[Web page code records]
****************

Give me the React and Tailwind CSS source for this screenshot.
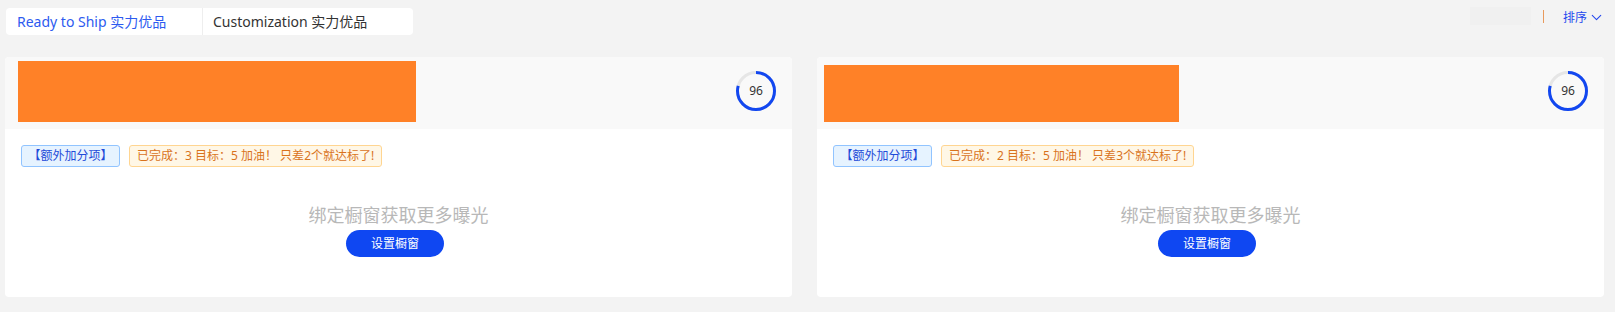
import { ChevronDown } from 'lucide-react';

const font = { fontFamily: '"Noto Sans", "Noto Sans CJK SC", sans-serif' };

function Score({ value }) {
  const r = 18.5;
  const c = 2 * Math.PI * r;
  return (
    <div className="relative w-[42px] h-[42px]">
      <svg width="42" height="42" viewBox="0 0 42 42">
        <circle cx="21" cy="21" r={r} fill="none" stroke="#e6e6e6" strokeWidth="3" />
        <circle
          cx="21"
          cy="21"
          r={r}
          fill="none"
          stroke="#1247f0"
          strokeWidth="3"
          strokeDasharray={`${c * 0.79} ${c}`}
          transform="rotate(-90 21 21)"
        />
      </svg>
      <span className="absolute inset-0 flex items-center justify-center text-[12px] text-[#333]">{value}</span>
    </div>
  );
}

function Card({ bannerClass, done, left }) {
  return (
    <div className="flex-1 bg-white rounded-[4px] h-[240px] flex flex-col overflow-hidden">
      <div className="h-[72px] bg-[#f9f9f9] flex items-start justify-between pr-[15px]">
        <div className={bannerClass}></div>
        <div className="mt-[13px]">
          <Score value={96} />
        </div>
      </div>
      <div className="flex gap-[9px] pl-[16px] pt-[16px]">
        <span className="h-[22px] w-[99px] flex items-center justify-center rounded-[3px] border border-[#91c4ff] bg-[#e6f3ff] text-[12px] text-[#1f4bd8]">
          【额外加分项】
        </span>
        <span className="h-[22px] px-[7px] flex items-center rounded-[3px] border border-[#ffd591] bg-[#fff7e6] text-[12px] text-[#d9731c]">
          已完成：{done} 目标：5 加油！ 只差{left}个就达标了!
        </span>
      </div>
      <div className="flex flex-col items-center mt-[36px]">
        <div className="text-[18px] leading-[24px] text-[#b8b8b8]">绑定橱窗获取更多曝光</div>
        <button className="mt-[3px] mr-[7px] w-[98px] h-[27px] rounded-full bg-[#0f47f2] text-white text-[12px]">设置橱窗</button>
      </div>
    </div>
  );
}

export default function App() {
  return (
    <div className="w-[1615px] h-[312px] bg-[#f3f3f3] relative" style={font}>
      <div className="flex justify-between items-start pl-[6px] pr-[10px]">
        <div className="mt-[8px] flex h-[27px] bg-white rounded-[4px] text-[14px]">
          <div className="w-[197px] flex items-center pl-[11px] text-[#2d5bf0] border-r border-[#eeeeee]">
            Ready to Ship 实力优品
          </div>
          <div className="w-[210px] flex items-center pl-[10px] text-[#333]">Customization 实力优品</div>
        </div>
        <div className="flex items-center mt-[5px] h-[22px]">
          <div className="w-[61px] h-[18px] bg-[#f0f0f0]"></div>
          <div className="ml-[12px] w-px h-[13px] bg-[#e89a5c]"></div>
          <div className="ml-[19px] flex items-center text-[12px] text-[#2448ee] pt-[3px]">
            排序
            <ChevronDown className="w-[17px] h-[17px] ml-[1px]" strokeWidth={1.5} />
          </div>
        </div>
      </div>
      <div className="flex gap-[25px] pl-[5px] pr-[11px] mt-[22px]">
        <Card bannerClass="ml-[13px] mt-[4px] w-[398px] h-[61px] bg-[#ff8127]" done={3} left={2} />
        <Card bannerClass="ml-[7px] mt-[8px] w-[355px] h-[57px] bg-[#ff8127]" done={2} left={3} />
      </div>
    </div>
  );
}
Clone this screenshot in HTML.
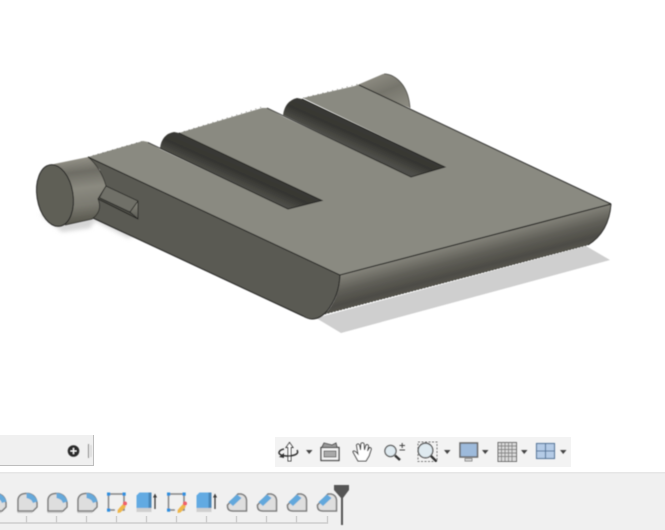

****************

Search the lines for the word "this" and report how many contain it, by number only.

» Finished answer:
2